What prompted me to write this piece though was the rumination I had about how much my life’s journey has been documented by the receiver on the other end of the phone. You can expand this context beyond a routine conversation to catch up with loved ones to even business or professional opportunities that opened up based on an agreeable receiver.
In this context though, I am thinking about days when I have called my dad to share good news. How he was on the other end of the phone when I got the visa appointment I had been waiting over a year for. Moments when I broke down crying out in frustration about how I felt like a failure because my plans weren’t working out. His jubilation when he heard about my finally getting a job 😂. Oh yeah, that was something.
Pondering on these events pervades me with mixed feelings about the solid assurance of supportive response I can expect each time I call and the phobia of possible silence someday. The calls that also narrate an end…
It makes me curious about the hellos that changed everything. The “hi” that turned into a love story. The many whispers of love we share even in raised decibels with our friends and loved ones. The connection of love I have taken via a text, a phone call, and social media.
The written secrets, the gossip, the emotional outbursts…. We all have friends we wouldn’t want our chat with to leak to the public (as I type this, I have some friends in mind😂😂😂). Memories upon memories made with words, sounds, and silence.

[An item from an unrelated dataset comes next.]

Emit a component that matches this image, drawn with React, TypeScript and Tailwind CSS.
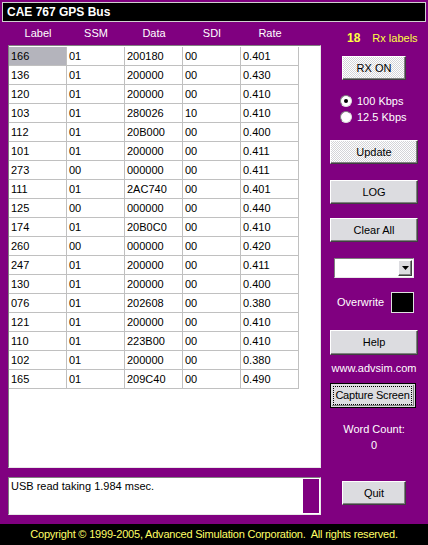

It makes me wonder how the tides turn too. How my friends pick up the phone wanting to share the good news with me, or how my brother shares numerous pictures with me daily… How my dad rings me to update me on gist or my mom calls to tell me about her day. All these glimmers of affection. The snippets of love captured on the other side.
It makes me thankful for the little things. The inventors of the telephone, the internet, social media, and technology. Dreamers who help bend reality into new reality. It makes me thankful for friends and family who give this medium meaning.
More than these, the need to savour the time without hurrying off, the expectancy of a response as long as it lasts, to care for and be cared for, to simply accept that everything fades to nothingness.